# [EXTRACTED MATERIAL]

## begin

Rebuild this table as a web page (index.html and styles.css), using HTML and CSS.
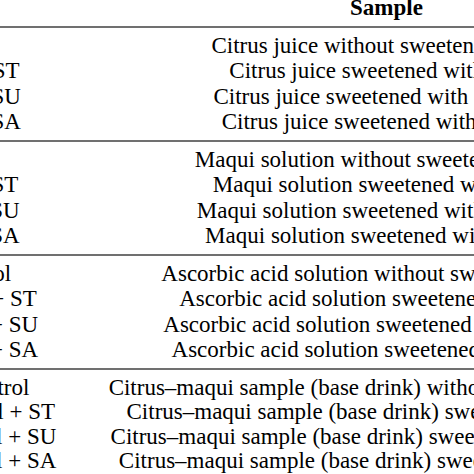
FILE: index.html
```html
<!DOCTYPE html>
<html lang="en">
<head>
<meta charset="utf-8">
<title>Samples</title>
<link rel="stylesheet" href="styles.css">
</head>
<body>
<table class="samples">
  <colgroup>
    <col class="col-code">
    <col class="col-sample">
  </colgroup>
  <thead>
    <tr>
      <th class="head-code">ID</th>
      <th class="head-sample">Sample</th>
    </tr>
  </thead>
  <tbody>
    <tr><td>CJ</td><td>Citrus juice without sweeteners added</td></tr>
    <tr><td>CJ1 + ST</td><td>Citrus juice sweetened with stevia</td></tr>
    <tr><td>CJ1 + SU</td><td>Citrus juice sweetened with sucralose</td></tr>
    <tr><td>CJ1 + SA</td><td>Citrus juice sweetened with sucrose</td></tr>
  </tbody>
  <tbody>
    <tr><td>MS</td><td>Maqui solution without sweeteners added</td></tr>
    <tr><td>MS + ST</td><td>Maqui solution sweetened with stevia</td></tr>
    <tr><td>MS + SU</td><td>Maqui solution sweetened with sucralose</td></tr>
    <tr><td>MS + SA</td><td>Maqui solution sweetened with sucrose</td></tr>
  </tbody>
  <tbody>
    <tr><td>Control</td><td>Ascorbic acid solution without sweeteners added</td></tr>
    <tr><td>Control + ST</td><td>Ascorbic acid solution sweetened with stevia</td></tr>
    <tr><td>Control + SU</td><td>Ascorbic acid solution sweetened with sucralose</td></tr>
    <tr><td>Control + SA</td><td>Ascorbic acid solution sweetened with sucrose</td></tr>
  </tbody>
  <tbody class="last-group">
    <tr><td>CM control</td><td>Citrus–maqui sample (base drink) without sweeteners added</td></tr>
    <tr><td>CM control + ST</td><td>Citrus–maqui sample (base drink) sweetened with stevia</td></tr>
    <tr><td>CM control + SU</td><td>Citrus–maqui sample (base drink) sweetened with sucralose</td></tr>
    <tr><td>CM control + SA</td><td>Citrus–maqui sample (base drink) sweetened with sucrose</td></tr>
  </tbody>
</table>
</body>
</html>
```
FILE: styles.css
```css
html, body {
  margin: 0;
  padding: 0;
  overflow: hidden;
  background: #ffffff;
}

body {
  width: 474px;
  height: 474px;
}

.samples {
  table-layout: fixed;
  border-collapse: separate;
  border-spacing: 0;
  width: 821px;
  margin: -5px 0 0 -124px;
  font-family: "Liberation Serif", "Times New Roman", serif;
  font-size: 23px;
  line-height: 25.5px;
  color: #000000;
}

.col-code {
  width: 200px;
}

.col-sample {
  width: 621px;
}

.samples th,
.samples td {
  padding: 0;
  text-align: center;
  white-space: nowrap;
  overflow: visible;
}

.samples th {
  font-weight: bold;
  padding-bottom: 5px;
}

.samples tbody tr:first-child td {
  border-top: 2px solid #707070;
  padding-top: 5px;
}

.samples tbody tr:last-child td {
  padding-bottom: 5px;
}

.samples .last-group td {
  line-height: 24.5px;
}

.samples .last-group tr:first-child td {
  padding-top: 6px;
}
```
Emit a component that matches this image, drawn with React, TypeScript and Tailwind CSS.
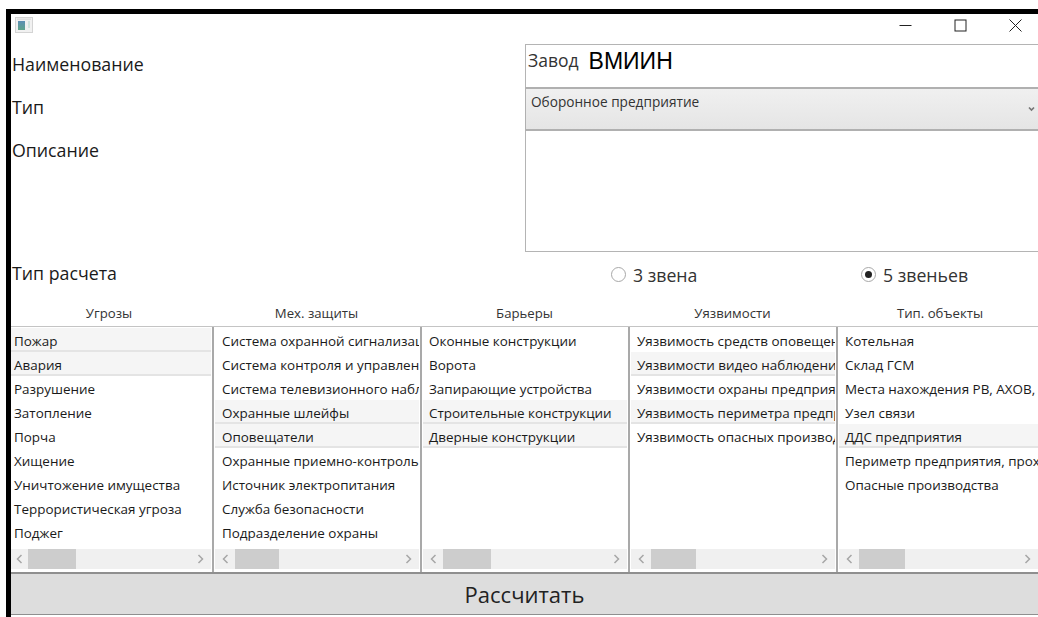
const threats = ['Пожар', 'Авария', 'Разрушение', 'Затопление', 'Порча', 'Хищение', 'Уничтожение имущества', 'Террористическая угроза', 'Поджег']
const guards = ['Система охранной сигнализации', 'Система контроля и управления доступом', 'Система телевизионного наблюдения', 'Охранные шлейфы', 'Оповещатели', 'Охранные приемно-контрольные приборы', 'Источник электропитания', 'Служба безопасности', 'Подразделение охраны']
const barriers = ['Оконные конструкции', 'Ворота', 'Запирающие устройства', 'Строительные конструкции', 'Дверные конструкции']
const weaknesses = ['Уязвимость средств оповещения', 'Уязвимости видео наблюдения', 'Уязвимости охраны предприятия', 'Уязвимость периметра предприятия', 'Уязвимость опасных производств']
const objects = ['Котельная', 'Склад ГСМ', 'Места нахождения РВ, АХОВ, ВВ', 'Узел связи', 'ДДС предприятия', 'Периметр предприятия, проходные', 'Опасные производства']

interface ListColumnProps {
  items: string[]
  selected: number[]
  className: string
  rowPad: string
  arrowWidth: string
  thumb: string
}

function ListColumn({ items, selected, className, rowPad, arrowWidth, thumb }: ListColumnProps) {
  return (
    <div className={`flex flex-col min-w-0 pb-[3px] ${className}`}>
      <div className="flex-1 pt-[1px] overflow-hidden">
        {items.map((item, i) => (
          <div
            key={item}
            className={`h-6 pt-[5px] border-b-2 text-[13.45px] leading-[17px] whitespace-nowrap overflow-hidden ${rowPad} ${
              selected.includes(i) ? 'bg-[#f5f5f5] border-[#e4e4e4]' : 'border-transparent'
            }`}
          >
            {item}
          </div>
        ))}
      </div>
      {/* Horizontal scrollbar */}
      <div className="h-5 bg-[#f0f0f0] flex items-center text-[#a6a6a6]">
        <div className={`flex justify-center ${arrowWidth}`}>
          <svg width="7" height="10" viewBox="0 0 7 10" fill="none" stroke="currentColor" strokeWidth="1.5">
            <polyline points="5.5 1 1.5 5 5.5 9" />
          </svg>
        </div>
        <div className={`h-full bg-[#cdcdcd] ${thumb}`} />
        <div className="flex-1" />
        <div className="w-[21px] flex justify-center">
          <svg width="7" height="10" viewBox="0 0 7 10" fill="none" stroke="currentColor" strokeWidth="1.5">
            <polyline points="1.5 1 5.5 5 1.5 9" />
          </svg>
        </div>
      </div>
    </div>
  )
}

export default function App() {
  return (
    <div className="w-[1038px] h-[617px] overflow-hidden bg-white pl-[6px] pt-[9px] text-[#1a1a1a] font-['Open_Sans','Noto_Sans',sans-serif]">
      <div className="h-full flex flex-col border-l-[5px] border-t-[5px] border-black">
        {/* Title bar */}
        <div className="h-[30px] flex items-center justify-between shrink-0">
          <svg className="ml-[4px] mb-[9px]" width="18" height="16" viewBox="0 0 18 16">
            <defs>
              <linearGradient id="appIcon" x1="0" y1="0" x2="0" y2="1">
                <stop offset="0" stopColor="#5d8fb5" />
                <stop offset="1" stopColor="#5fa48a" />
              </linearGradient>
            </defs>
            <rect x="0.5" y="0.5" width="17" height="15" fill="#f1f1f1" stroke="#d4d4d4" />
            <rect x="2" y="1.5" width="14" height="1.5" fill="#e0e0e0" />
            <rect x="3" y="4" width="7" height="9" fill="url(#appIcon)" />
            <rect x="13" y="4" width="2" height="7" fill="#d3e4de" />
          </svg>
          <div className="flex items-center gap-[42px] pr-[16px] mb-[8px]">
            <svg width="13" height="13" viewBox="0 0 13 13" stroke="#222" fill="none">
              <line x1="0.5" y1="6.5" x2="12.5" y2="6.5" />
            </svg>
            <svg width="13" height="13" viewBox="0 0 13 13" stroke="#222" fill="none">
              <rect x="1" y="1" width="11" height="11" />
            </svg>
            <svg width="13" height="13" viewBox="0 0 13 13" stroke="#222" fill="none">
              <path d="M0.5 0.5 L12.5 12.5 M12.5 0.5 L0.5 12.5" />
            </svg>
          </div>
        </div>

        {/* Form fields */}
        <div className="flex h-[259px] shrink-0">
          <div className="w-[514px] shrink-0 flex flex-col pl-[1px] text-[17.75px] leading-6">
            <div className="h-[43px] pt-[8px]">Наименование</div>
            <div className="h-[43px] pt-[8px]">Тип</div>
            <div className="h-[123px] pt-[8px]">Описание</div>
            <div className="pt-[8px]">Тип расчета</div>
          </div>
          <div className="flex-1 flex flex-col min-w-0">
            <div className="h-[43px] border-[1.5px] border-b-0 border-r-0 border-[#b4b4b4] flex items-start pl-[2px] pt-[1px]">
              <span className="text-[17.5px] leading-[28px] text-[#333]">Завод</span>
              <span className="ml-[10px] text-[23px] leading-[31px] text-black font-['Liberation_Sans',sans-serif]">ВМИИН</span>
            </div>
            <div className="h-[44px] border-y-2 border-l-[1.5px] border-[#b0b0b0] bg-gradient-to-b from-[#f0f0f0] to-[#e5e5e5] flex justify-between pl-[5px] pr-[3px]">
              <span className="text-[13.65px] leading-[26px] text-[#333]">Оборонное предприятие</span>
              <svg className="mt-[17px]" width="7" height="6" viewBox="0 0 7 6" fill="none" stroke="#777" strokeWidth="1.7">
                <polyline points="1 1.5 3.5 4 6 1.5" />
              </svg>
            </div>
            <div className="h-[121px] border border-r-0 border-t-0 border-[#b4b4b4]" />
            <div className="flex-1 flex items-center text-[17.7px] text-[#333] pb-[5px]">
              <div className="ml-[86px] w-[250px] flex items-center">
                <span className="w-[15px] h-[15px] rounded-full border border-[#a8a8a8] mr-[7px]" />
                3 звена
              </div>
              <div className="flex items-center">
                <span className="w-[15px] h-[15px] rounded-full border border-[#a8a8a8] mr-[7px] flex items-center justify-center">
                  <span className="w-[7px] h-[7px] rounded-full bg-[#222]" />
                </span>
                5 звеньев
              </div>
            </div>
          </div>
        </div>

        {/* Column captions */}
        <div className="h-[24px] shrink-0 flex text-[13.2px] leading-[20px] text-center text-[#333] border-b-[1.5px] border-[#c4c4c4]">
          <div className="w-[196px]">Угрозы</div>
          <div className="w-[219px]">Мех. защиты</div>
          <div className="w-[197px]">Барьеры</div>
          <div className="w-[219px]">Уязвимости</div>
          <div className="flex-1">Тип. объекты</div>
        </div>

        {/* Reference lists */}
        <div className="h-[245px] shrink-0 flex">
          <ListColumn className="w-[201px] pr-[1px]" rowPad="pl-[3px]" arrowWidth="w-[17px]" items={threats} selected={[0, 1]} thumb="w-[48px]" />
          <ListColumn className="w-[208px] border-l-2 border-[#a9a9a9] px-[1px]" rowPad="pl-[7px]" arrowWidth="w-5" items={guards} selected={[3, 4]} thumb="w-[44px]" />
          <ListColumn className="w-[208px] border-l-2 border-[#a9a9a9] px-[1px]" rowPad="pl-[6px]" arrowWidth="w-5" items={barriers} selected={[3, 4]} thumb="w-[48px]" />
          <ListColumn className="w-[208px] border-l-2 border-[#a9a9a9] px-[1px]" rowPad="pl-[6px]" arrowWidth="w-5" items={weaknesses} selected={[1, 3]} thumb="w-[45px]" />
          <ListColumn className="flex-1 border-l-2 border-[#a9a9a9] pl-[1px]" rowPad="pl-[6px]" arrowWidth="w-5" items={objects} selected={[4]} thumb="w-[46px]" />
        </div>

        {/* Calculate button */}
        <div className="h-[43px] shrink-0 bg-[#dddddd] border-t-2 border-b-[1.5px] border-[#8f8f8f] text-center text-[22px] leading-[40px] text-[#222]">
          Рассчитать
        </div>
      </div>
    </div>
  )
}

## end
## begin

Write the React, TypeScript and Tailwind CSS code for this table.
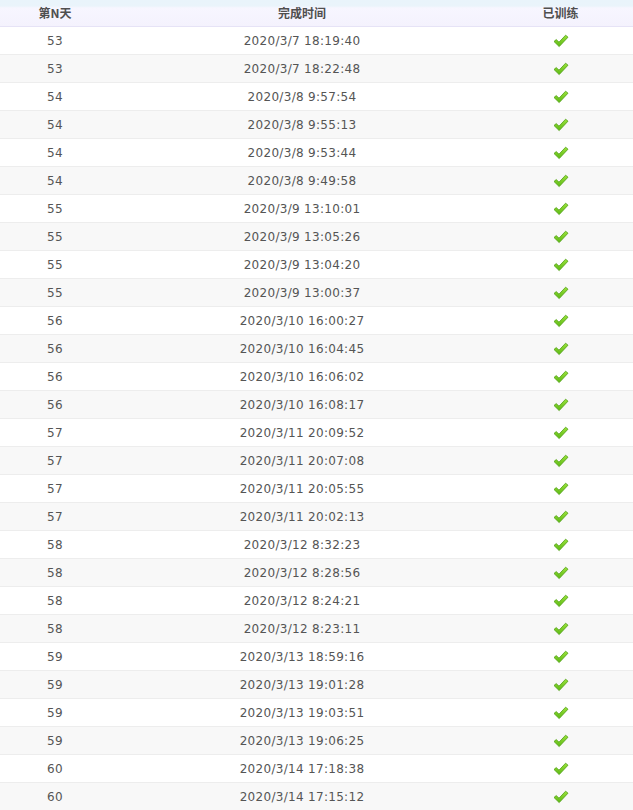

## end

# [DIRECTION]
From the listing above, pick out every line containing "this".

# [FINAL ANSWER]
Rebuild this table as a web page (index.html and styles.css), using HTML and CSS.
Emit a component that matches this image, drawn with React, TypeScript and Tailwind CSS.
Write the React, TypeScript and Tailwind CSS code for this table.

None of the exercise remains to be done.